Who Francesco Molinari is, in one swing
Molinari is not the loudest star in golf, and he has never needed to be. His superpower has always been control: controlled tempo, controlled ball flight, controlled emotions. That is why his 2018 Open win at Carnoustie hit so hard. He became the first Italian to win a men’s major, and he did it by playing the final round like the pressure was happening to someone else.
That Sunday at Carnoustie is still the cleanest snapshot of Molinari’s identity as a competitor. He did not win by hoping. He won by executing. He held off Tiger Woods, Rory McIlroy, Justin Rose, and a field stacked with legends and future Hall of Famers. If you want the quick version of “why should I care,” start there.
The lost years after 2018: why this feels like a real return
Most major champions get a long runway of benefit-of-the-doubt. Molinari’s post-2018 stretch did not really grant him that luxury. The results cooled. The momentum that usually follows a major win never quite turned into a second act. Injuries and the wear that comes with elite-level repetition can pull a golfer out of his preferred shapes and feels, and once that happens the margins get brutal fast.

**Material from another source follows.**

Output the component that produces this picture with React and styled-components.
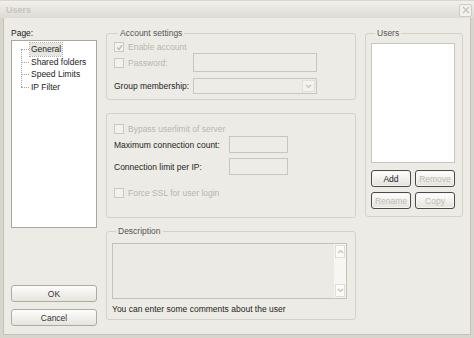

For casual fans, that drop-off can look like a player simply disappearing. For anyone who has been around locker rooms, it usually looks like something else: a body that does not cooperate the way it used to, a golf swing that has to be managed instead of unleashed, and a career that becomes less about chasing trophies and more about earning the right to be in the conversation again.

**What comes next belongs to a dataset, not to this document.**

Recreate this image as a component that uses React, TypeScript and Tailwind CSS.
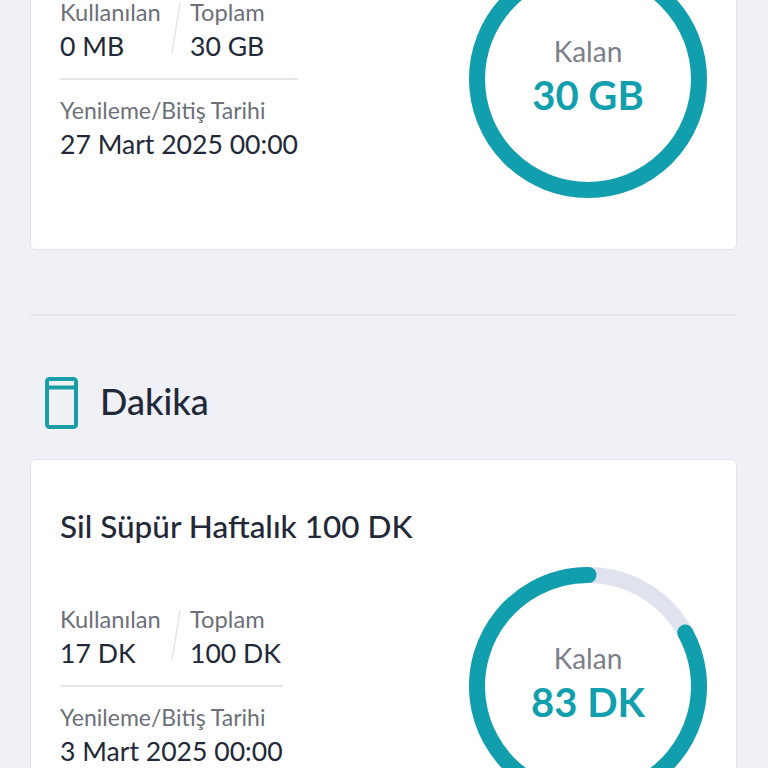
import React from "react";

const TEAL = "#129fad";

function Ring({ percent, value }: { percent: number; value: string }) {
  const r = 111;
  const c = 2 * Math.PI * r;
  const used = 100 - percent;
  return (
    <div className="relative w-[238px] h-[238px] shrink-0">
      <svg width="238" height="238" viewBox="0 0 238 238">
        <circle cx="119" cy="119" r={r} fill="none" stroke="#e0e3ee" strokeWidth="16" />
        <circle
          cx="119"
          cy="119"
          r={r}
          fill="none"
          stroke={TEAL}
          strokeWidth="16"
          strokeLinecap={percent === 100 ? "butt" : "round"}
          strokeDasharray={`${(c * percent) / 100} ${c}`}
          transform={`rotate(${-90 + (used * 360) / 100} 119 119)`}
        />
      </svg>
      <div className="absolute inset-0 flex flex-col items-center pt-[75px]">
        <span className="text-[28px] leading-[32px] text-[#7b7e88]">Kalan</span>
        <span className="text-[40px] leading-[50px] mt-[3px] font-bold text-[#129fad]">{value}</span>
      </div>
    </div>
  );
}

function Stat({ label, value, small }: { label: string; value: string; small?: boolean }) {
  return (
    <div className="flex flex-col">
      <span className={`${small ? "text-[23px]" : "text-[23.7px]"} leading-[30px] text-[#6d7079] whitespace-nowrap`}>
        {label}
      </span>
      <span className="text-[26.6px] leading-[38px] text-[#232838] whitespace-nowrap">{value}</span>
    </div>
  );
}

function PackageCard(props: {
  title: string;
  used: string;
  total: string;
  date: string;
  percent: number;
  left: string;
}) {
  return (
    <div className="flex justify-between h-[398px] bg-white border border-[#e2e4ec] rounded-md pl-[29px] pr-[29px]">
      <div className="pt-[46px]">
        <div className="text-[31.5px] leading-[40px] font-medium text-[#232838] whitespace-nowrap">{props.title}</div>
        <div className="inline-flex flex-col mt-[58px]">
          <div className="flex">
            <div className="w-[111px]">
              <Stat label="Kullanılan" value={props.used} />
            </div>
            <svg width="19" height="56" viewBox="0 0 19 56" className="mt-[4px] shrink-0">
              <path d="M9 2 L1 52" stroke="#e4e6ec" strokeWidth="1.5" />
            </svg>
            <Stat label="Toplam" value={props.total} />
          </div>
          <div className="h-[2px] bg-[#e5e6ea] mt-[13px]" />
          <div className="mt-[15px]">
            <Stat small label="Yenileme/Bitiş Tarihi" value={props.date} />
          </div>
        </div>
      </div>
      <div className="pt-[107px]">
        <Ring percent={props.percent} value={props.left} />
      </div>
    </div>
  );
}

export default function App() {
  return (
    <div
      className="h-[768px] overflow-hidden bg-[#eff1f6]"
      style={{ fontFamily: '"Lato", "Noto Sans", sans-serif' }}
    >
      <div className="-mt-[148px] pl-[30px] pr-[31px]">
        <PackageCard
          title="Sil Süpür Aylık 30 GB"
          used="0 MB"
          total="30 GB"
          date="27 Mart 2025 00:00"
          percent={100}
          left="30 GB"
        />
        <div className="h-[2px] bg-[#e4e6ec] mt-[64px]" />
        <div className="flex items-center h-[51px] mt-[61px] pl-[15px]">
          <svg width="33" height="52" viewBox="0 0 33 52" fill="none" stroke="#1a9ea5" strokeWidth="4">
            <rect x="2" y="2" width="29" height="48" rx="2.5" />
            <path d="M2 10.5 H31" />
          </svg>
          <span className="ml-[22px] -mt-[3px] text-[36px] leading-[44px] font-medium text-[#232838]">Dakika</span>
        </div>
        <div className="mt-[31px]">
          <PackageCard
            title="Sil Süpür Haftalık 100 DK"
            used="17 DK"
            total="100 DK"
            date="3 Mart 2025 00:00"
            percent={83}
            left="83 DK"
          />
        </div>
      </div>
    </div>
  );
}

That is what makes 2026 at Birkdale feel different. This is not nostalgia. This is not a ceremonial cameo on a big leaderboard. This is Molinari playing a course that demands patience and precision, and actually having the tools to answer the questions it asks.
Why Royal Birkdale is the perfect stage for Molinari’s style
Royal Birkdale does not reward panic. It rewards decisions. The wind can turn good swings into defensive swings, and defensive swings into “please just find sand” swings. You do not win here by chasing every flag. You win here by understanding when par is a small victory and when a tucked pin is a trap.
Molinari’s game has always been built for that kind of test. His best golf is not about highlight-reel recovery shots. It is about never needing the recovery shot in the first place. Birkdale is a stern links course, and stern links courses tend to respect players who can keep their ball flight under control and their head in the same place from the first tee to the last green.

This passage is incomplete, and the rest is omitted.